**Information supplied**:
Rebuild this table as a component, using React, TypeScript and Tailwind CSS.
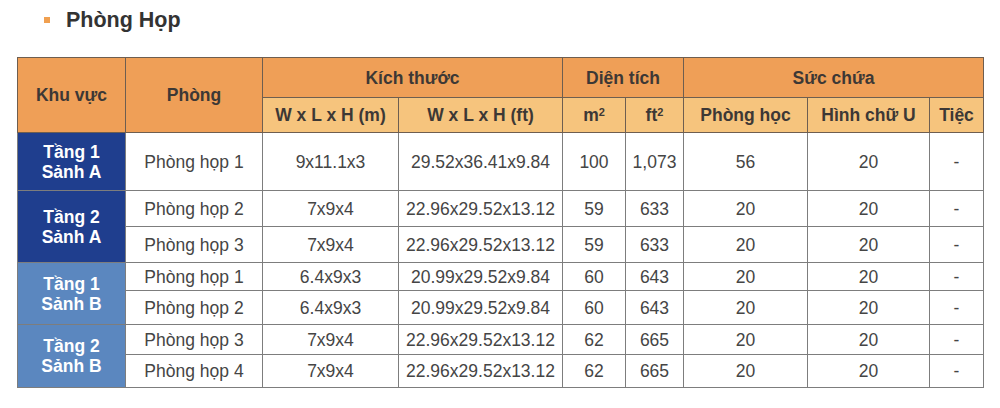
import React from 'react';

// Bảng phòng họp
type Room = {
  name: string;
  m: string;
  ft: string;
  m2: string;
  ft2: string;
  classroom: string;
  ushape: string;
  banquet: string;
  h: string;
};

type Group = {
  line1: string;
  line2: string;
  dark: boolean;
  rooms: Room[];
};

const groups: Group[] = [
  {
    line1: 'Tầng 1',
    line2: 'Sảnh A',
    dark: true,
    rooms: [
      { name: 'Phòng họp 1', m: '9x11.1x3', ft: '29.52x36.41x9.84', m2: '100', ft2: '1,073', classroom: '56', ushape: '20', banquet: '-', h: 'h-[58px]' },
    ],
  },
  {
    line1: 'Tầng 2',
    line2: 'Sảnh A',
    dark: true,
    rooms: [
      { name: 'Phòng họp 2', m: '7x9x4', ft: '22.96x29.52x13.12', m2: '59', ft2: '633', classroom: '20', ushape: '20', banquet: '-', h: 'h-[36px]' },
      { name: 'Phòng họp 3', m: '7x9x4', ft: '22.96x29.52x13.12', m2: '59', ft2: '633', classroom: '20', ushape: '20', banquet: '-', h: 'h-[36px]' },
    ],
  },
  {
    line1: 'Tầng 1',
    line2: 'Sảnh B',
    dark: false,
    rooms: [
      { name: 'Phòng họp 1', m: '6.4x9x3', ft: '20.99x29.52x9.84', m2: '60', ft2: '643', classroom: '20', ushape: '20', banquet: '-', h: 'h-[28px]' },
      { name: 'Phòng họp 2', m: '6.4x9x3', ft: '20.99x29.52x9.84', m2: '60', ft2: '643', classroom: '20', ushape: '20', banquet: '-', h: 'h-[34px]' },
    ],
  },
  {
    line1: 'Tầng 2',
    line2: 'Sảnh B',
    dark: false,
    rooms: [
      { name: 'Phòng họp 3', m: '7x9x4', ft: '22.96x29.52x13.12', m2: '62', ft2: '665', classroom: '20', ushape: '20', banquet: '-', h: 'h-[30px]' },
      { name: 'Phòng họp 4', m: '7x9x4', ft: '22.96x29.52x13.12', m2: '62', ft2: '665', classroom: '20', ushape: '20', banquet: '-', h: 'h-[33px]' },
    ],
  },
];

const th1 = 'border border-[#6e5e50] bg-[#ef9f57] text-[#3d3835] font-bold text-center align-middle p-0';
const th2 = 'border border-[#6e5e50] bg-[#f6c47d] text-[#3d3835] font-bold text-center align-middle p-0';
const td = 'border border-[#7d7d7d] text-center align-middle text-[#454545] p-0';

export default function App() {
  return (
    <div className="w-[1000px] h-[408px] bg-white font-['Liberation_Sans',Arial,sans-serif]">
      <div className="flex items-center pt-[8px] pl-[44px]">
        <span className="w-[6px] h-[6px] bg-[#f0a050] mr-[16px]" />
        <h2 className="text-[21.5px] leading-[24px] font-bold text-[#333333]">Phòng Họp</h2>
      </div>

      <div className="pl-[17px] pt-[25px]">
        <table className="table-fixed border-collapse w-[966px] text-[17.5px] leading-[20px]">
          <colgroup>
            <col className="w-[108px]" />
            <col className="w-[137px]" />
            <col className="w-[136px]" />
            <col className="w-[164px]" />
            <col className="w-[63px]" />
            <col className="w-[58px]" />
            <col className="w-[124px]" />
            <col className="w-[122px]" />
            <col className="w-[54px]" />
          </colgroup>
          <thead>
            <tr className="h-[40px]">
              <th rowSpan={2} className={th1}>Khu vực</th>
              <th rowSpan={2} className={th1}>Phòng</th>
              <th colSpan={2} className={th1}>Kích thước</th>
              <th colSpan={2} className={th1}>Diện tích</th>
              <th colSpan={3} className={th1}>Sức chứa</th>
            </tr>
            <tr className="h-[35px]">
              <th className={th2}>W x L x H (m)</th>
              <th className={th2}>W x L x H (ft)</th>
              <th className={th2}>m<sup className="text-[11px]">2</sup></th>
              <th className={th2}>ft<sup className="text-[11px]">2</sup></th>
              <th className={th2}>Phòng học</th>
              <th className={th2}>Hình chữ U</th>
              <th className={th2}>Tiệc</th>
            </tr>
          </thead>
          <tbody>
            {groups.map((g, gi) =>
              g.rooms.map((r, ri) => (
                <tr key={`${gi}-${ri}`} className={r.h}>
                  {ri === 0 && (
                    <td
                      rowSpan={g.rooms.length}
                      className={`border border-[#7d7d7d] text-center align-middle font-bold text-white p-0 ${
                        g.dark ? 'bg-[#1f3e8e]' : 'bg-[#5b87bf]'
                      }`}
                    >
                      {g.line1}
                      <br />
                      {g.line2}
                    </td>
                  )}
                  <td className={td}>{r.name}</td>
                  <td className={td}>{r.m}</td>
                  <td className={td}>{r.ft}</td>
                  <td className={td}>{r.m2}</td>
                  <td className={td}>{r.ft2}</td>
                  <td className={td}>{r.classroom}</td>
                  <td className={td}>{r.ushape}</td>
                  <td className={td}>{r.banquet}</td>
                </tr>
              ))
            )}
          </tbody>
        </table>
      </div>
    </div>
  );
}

**Exercise**: Output the lines above in full and exactly as given, omitting any pictures.

**Written response**:
Rebuild this table as a component, using React, TypeScript and Tailwind CSS.
import React from 'react';

// Bảng phòng họp
type Room = {
  name: string;
  m: string;
  ft: string;
  m2: string;
  ft2: string;
  classroom: string;
  ushape: string;
  banquet: string;
  h: string;
};

type Group = {
  line1: string;
  line2: string;
  dark: boolean;
  rooms: Room[];
};

const groups: Group[] = [
  {
    line1: 'Tầng 1',
    line2: 'Sảnh A',
    dark: true,
    rooms: [
      { name: 'Phòng họp 1', m: '9x11.1x3', ft: '29.52x36.41x9.84', m2: '100', ft2: '1,073', classroom: '56', ushape: '20', banquet: '-', h: 'h-[58px]' },
    ],
  },
  {
    line1: 'Tầng 2',
    line2: 'Sảnh A',
    dark: true,
    rooms: [
      { name: 'Phòng họp 2', m: '7x9x4', ft: '22.96x29.52x13.12', m2: '59', ft2: '633', classroom: '20', ushape: '20', banquet: '-', h: 'h-[36px]' },
      { name: 'Phòng họp 3', m: '7x9x4', ft: '22.96x29.52x13.12', m2: '59', ft2: '633', classroom: '20', ushape: '20', banquet: '-', h: 'h-[36px]' },
    ],
  },
  {
    line1: 'Tầng 1',
    line2: 'Sảnh B',
    dark: false,
    rooms: [
      { name: 'Phòng họp 1', m: '6.4x9x3', ft: '20.99x29.52x9.84', m2: '60', ft2: '643', classroom: '20', ushape: '20', banquet: '-', h: 'h-[28px]' },
      { name: 'Phòng họp 2', m: '6.4x9x3', ft: '20.99x29.52x9.84', m2: '60', ft2: '643', classroom: '20', ushape: '20', banquet: '-', h: 'h-[34px]' },
    ],
  },
  {
    line1: 'Tầng 2',
    line2: 'Sảnh B',
    dark: false,
    rooms: [
      { name: 'Phòng họp 3', m: '7x9x4', ft: '22.96x29.52x13.12', m2: '62', ft2: '665', classroom: '20', ushape: '20', banquet: '-', h: 'h-[30px]' },
      { name: 'Phòng họp 4', m: '7x9x4', ft: '22.96x29.52x13.12', m2: '62', ft2: '665', classroom: '20', ushape: '20', banquet: '-', h: 'h-[33px]' },
    ],
  },
];

const th1 = 'border border-[#6e5e50] bg-[#ef9f57] text-[#3d3835] font-bold text-center align-middle p-0';
const th2 = 'border border-[#6e5e50] bg-[#f6c47d] text-[#3d3835] font-bold text-center align-middle p-0';
const td = 'border border-[#7d7d7d] text-center align-middle text-[#454545] p-0';

export default function App() {
  return (
    <div className="w-[1000px] h-[408px] bg-white font-['Liberation_Sans',Arial,sans-serif]">
      <div className="flex items-center pt-[8px] pl-[44px]">
        <span className="w-[6px] h-[6px] bg-[#f0a050] mr-[16px]" />
        <h2 className="text-[21.5px] leading-[24px] font-bold text-[#333333]">Phòng Họp</h2>
      </div>

      <div className="pl-[17px] pt-[25px]">
        <table className="table-fixed border-collapse w-[966px] text-[17.5px] leading-[20px]">
          <colgroup>
            <col className="w-[108px]" />
            <col className="w-[137px]" />
            <col className="w-[136px]" />
            <col className="w-[164px]" />
            <col className="w-[63px]" />
            <col className="w-[58px]" />
            <col className="w-[124px]" />
            <col className="w-[122px]" />
            <col className="w-[54px]" />
          </colgroup>
          <thead>
            <tr className="h-[40px]">
              <th rowSpan={2} className={th1}>Khu vực</th>
              <th rowSpan={2} className={th1}>Phòng</th>
              <th colSpan={2} className={th1}>Kích thước</th>
              <th colSpan={2} className={th1}>Diện tích</th>
              <th colSpan={3} className={th1}>Sức chứa</th>
            </tr>
            <tr className="h-[35px]">
              <th className={th2}>W x L x H (m)</th>
              <th className={th2}>W x L x H (ft)</th>
              <th className={th2}>m<sup className="text-[11px]">2</sup></th>
              <th className={th2}>ft<sup className="text-[11px]">2</sup></th>
              <th className={th2}>Phòng học</th>
              <th className={th2}>Hình chữ U</th>
              <th className={th2}>Tiệc</th>
            </tr>
          </thead>
          <tbody>
            {groups.map((g, gi) =>
              g.rooms.map((r, ri) => (
                <tr key={`${gi}-${ri}`} className={r.h}>
                  {ri === 0 && (
                    <td
                      rowSpan={g.rooms.length}
                      className={`border border-[#7d7d7d] text-center align-middle font-bold text-white p-0 ${
                        g.dark ? 'bg-[#1f3e8e]' : 'bg-[#5b87bf]'
                      }`}
                    >
                      {g.line1}
                      <br />
                      {g.line2}
                    </td>
                  )}
                  <td className={td}>{r.name}</td>
                  <td className={td}>{r.m}</td>
                  <td className={td}>{r.ft}</td>
                  <td className={td}>{r.m2}</td>
                  <td className={td}>{r.ft2}</td>
                  <td className={td}>{r.classroom}</td>
                  <td className={td}>{r.ushape}</td>
                  <td className={td}>{r.banquet}</td>
                </tr>
              ))
            )}
          </tbody>
        </table>
      </div>
    </div>
  );
}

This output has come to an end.